■ Task statement: Review the material and extract every line in which the word "page" occurs.

■ Record excerpts:
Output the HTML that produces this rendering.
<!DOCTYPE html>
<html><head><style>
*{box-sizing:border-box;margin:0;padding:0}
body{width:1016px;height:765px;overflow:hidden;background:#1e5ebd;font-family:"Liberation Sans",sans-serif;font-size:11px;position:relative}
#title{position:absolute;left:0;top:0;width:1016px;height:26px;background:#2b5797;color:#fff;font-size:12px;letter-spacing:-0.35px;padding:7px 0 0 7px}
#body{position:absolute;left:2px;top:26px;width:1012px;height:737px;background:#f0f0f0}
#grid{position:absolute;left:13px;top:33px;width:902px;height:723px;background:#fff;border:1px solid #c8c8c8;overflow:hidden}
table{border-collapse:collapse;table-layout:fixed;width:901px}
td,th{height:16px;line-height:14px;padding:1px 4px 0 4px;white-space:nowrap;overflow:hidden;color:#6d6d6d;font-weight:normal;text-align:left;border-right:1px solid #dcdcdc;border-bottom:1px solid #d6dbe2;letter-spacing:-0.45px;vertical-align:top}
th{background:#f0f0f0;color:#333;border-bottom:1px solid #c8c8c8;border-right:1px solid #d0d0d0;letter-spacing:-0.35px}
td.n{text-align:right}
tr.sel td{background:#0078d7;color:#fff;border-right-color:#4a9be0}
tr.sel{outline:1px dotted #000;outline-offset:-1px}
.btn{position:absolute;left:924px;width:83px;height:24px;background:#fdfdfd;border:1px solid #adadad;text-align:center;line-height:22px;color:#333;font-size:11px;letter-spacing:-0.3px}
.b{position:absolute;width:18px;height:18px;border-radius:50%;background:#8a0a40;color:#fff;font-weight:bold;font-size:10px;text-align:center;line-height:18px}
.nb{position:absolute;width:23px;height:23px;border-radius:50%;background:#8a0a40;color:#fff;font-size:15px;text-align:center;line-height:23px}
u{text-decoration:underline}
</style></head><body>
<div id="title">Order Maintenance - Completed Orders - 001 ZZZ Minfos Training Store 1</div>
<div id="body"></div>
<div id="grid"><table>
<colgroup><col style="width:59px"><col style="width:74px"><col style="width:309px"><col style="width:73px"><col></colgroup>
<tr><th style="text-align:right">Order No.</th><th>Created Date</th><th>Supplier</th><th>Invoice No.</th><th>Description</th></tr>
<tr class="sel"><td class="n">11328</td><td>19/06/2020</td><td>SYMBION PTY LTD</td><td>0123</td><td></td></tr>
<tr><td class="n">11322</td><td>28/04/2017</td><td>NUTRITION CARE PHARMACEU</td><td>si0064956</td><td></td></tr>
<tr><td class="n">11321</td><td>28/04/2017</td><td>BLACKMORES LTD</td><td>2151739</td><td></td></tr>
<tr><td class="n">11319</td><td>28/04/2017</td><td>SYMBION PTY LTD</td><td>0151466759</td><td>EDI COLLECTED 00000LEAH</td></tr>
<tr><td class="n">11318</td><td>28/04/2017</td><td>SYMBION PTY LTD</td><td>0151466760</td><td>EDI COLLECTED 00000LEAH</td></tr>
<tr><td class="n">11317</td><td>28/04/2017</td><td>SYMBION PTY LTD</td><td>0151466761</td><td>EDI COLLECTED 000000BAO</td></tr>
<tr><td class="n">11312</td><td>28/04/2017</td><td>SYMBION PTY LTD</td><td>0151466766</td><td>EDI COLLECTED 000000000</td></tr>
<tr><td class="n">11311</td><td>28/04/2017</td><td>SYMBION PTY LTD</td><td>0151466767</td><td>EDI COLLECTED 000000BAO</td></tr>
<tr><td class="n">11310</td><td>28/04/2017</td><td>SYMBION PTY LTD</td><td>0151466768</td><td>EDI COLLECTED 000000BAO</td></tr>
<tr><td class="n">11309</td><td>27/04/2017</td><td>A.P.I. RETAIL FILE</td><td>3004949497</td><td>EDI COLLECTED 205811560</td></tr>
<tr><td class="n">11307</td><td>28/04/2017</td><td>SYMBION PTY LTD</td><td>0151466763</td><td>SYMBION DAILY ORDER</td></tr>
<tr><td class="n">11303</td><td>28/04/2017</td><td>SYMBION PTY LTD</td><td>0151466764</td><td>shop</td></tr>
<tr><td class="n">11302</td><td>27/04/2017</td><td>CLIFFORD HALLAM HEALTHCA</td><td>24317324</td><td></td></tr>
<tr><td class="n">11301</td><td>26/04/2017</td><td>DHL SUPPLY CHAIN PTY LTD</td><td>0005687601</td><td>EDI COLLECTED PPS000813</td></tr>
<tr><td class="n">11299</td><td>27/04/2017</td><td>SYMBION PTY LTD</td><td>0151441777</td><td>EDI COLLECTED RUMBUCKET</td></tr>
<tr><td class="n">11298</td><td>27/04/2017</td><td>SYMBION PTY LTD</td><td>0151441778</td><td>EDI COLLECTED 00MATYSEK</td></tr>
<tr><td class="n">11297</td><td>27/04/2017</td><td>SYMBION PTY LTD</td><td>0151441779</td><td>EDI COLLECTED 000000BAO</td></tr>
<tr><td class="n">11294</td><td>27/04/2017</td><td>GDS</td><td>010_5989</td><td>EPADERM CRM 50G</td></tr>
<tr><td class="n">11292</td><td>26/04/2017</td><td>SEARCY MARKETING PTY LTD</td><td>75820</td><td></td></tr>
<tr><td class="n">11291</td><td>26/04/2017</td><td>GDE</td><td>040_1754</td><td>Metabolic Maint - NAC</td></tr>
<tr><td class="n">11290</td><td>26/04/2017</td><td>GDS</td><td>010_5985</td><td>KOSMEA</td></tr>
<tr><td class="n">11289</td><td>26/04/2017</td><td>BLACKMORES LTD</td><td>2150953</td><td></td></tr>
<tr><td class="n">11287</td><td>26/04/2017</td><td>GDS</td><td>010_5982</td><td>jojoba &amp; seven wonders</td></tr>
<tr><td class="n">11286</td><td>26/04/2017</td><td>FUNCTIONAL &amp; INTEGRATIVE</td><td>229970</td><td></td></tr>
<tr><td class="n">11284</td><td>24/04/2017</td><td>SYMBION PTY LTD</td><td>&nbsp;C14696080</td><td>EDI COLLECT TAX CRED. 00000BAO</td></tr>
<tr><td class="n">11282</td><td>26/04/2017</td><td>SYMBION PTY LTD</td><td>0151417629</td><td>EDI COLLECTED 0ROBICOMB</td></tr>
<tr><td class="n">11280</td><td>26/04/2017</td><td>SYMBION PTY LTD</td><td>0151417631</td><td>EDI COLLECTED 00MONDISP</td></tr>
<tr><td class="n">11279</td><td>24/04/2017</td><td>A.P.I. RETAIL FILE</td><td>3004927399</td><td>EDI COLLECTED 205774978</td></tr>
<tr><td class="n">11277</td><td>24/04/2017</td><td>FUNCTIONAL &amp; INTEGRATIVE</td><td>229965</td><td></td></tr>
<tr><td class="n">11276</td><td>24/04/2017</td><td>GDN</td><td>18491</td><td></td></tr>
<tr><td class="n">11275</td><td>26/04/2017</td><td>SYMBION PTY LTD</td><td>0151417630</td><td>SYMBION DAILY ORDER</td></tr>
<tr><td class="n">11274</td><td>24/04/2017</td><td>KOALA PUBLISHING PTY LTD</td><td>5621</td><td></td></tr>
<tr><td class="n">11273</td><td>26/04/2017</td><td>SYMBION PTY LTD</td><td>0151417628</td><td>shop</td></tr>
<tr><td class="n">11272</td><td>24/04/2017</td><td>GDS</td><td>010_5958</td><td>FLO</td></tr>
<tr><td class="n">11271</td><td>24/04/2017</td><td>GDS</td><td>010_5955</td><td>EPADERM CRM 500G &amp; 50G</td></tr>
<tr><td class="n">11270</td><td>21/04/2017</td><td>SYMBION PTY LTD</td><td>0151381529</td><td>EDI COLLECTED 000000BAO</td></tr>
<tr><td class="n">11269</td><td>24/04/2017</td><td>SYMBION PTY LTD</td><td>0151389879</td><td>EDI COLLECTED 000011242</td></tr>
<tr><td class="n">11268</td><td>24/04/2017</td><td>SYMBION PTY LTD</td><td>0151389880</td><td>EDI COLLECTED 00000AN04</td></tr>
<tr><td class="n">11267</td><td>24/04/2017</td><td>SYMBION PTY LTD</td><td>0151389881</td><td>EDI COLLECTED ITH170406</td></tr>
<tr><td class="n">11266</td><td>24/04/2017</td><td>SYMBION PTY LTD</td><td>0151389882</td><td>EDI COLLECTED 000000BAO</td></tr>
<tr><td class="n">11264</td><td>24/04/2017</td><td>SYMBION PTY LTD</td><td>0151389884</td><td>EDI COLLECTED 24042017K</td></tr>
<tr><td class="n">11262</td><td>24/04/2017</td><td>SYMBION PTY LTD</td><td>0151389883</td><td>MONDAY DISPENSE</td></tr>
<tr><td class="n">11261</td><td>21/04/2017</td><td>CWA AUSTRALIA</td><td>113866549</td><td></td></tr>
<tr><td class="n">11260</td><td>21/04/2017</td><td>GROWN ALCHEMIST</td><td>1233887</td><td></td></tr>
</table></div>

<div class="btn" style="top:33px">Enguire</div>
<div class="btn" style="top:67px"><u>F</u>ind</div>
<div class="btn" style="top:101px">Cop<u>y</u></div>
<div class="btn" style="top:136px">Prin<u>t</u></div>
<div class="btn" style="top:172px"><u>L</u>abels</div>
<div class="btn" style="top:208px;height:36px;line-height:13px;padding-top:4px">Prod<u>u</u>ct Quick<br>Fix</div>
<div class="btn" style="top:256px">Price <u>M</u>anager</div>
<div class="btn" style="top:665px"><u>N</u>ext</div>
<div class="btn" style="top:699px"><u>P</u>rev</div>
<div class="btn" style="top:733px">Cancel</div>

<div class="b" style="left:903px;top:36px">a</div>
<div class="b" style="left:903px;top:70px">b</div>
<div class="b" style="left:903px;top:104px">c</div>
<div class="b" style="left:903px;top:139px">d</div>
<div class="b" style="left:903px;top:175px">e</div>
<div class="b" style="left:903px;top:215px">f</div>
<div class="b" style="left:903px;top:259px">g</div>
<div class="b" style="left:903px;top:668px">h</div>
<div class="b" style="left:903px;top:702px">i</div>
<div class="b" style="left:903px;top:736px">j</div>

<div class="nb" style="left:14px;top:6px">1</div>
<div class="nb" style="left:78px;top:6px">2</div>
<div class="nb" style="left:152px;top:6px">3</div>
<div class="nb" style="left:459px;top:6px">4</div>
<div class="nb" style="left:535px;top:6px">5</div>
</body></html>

--

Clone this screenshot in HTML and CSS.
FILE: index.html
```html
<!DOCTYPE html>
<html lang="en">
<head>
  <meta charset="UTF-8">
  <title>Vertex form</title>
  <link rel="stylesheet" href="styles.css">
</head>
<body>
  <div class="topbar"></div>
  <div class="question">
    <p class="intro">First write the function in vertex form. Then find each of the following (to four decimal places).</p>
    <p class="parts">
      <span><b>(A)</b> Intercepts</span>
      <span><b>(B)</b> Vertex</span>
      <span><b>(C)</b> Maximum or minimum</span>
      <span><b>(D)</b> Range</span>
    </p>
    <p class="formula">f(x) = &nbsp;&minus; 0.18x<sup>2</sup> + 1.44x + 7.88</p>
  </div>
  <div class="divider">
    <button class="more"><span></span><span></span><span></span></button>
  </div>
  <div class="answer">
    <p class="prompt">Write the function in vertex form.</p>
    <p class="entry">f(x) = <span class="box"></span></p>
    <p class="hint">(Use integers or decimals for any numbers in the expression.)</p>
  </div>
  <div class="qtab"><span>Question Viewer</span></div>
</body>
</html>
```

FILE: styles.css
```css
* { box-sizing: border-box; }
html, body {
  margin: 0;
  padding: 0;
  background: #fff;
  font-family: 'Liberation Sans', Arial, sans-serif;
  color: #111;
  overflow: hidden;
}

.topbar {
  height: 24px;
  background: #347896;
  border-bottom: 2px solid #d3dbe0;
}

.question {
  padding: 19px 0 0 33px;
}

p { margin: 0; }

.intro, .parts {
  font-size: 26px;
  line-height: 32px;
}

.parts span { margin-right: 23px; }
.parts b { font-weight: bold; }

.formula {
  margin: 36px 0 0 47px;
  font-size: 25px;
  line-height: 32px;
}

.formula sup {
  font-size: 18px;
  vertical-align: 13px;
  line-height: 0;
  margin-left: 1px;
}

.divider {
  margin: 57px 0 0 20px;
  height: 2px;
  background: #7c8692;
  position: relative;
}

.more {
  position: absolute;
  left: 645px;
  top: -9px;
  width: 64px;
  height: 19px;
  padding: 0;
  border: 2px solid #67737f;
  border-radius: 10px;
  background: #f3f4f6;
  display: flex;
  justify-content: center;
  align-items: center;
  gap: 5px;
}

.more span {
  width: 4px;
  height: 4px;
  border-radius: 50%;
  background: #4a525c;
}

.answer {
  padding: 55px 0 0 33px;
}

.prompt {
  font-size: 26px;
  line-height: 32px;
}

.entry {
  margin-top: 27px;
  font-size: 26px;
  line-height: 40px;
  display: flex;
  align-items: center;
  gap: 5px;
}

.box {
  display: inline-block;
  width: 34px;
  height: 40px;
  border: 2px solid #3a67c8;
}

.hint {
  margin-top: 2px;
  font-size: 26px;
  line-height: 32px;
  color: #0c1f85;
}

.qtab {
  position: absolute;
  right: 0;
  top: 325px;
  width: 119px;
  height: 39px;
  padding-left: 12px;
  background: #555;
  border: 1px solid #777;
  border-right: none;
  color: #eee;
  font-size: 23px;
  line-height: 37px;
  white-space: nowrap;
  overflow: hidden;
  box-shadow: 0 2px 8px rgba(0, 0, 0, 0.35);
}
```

--

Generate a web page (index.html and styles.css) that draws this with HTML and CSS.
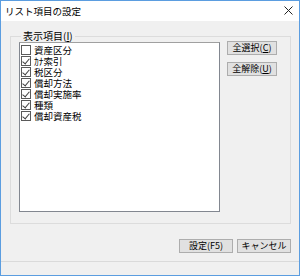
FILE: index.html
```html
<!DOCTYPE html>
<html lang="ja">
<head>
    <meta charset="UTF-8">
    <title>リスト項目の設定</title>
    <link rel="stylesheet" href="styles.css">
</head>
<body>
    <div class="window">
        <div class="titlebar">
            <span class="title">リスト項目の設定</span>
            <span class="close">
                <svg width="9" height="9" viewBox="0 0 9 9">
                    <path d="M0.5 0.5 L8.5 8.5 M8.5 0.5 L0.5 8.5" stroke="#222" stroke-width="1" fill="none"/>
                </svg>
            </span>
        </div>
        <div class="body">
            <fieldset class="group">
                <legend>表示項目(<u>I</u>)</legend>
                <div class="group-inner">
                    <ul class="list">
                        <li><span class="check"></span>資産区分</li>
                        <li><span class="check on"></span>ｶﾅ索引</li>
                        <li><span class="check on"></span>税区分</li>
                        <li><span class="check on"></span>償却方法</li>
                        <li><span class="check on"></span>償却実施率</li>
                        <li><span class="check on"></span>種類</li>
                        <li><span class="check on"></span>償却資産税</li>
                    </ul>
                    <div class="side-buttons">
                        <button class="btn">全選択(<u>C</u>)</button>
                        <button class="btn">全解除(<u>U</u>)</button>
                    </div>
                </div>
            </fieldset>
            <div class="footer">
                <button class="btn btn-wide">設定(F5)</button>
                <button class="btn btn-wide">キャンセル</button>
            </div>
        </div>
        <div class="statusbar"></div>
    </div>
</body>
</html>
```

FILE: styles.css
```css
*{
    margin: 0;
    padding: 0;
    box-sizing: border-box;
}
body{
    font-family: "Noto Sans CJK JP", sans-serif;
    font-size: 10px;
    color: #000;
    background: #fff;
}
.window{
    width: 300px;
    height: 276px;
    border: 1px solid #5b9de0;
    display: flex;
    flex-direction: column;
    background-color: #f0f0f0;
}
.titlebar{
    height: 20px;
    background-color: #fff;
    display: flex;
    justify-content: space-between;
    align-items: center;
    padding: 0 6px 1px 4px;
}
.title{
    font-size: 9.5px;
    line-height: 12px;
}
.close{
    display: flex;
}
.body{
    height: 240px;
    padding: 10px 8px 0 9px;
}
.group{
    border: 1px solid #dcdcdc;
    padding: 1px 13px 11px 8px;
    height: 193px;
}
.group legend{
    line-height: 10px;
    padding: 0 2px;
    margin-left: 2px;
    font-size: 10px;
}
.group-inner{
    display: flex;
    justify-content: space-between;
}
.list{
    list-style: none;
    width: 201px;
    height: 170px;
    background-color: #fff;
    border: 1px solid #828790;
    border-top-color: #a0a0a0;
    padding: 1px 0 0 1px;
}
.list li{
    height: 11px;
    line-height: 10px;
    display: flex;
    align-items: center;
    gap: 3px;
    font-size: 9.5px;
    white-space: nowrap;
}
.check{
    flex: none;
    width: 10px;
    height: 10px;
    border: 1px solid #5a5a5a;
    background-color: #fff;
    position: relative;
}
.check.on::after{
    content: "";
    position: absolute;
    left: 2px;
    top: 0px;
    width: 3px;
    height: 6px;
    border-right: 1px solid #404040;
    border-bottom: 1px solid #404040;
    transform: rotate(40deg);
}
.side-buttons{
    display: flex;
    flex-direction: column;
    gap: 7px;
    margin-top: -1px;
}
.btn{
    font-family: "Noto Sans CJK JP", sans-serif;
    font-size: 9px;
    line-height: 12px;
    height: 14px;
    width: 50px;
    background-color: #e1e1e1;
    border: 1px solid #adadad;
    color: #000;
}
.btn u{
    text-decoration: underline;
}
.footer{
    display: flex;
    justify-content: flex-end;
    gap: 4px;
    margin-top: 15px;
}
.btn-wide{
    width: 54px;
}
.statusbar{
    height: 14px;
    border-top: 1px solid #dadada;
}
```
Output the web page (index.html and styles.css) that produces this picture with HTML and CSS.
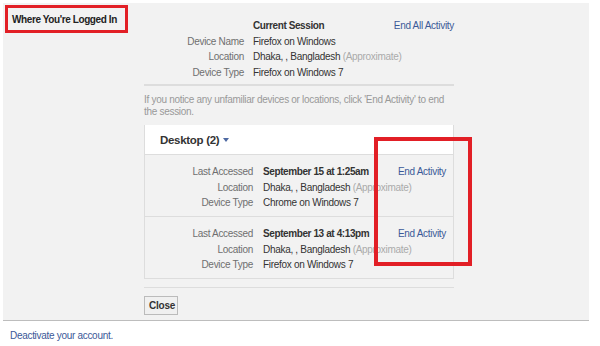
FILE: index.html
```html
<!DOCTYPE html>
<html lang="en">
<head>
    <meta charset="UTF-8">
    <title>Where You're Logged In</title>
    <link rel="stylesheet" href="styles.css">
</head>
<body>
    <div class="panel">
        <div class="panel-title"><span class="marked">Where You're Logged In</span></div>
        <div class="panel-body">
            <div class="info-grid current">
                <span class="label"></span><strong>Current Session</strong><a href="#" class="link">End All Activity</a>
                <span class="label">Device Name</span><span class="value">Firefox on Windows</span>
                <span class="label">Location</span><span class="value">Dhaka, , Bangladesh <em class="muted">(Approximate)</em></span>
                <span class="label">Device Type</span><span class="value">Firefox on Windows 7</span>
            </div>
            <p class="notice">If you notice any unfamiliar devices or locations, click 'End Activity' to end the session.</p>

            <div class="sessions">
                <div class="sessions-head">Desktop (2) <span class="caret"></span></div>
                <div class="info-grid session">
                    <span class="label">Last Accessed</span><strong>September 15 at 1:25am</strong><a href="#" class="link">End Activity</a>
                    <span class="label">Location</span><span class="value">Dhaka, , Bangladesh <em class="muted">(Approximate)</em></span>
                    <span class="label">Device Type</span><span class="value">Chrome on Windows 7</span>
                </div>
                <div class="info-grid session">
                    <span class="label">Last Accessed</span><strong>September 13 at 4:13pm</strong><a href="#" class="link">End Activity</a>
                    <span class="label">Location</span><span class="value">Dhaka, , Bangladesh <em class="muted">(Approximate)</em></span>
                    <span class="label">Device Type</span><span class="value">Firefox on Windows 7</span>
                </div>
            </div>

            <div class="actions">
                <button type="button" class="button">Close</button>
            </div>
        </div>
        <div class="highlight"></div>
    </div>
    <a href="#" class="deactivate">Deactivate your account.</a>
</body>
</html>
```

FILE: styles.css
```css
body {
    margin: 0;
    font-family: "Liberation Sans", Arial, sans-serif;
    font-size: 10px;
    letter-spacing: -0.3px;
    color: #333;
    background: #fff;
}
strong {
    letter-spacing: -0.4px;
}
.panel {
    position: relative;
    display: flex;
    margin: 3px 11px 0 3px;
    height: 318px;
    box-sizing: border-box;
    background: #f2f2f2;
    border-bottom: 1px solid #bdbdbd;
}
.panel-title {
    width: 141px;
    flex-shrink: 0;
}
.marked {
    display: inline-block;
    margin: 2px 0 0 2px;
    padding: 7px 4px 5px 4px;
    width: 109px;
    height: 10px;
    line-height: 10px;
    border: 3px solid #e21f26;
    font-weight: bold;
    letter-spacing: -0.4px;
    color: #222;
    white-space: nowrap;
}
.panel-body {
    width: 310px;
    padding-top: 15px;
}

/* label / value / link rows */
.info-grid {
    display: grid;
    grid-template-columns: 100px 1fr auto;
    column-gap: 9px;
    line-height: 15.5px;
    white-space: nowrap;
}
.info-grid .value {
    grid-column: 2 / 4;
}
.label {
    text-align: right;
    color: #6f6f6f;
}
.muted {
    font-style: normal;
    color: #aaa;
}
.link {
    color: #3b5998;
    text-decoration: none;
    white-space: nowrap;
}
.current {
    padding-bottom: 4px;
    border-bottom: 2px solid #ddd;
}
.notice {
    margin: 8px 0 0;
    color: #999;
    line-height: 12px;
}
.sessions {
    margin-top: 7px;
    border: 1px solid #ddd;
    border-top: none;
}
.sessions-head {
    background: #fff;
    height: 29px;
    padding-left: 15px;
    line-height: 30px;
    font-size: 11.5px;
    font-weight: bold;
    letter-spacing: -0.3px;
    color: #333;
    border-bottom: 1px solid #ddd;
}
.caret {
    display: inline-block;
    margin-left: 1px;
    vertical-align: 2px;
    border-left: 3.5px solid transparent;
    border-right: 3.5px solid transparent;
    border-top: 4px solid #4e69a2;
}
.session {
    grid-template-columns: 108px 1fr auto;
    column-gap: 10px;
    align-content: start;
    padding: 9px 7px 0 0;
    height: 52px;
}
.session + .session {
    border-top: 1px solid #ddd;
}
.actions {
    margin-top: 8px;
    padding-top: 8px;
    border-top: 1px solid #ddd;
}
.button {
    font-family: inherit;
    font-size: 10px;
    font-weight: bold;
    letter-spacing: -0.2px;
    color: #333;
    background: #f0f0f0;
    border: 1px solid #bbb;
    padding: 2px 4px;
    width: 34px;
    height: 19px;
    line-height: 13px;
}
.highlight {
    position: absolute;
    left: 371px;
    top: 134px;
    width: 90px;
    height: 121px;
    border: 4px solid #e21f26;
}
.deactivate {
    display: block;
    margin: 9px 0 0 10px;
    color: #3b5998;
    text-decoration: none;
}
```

■ Worked solution:
Generate a web page (index.html and styles.css) that draws this with HTML and CSS.
Output the web page (index.html and styles.css) that produces this picture with HTML and CSS.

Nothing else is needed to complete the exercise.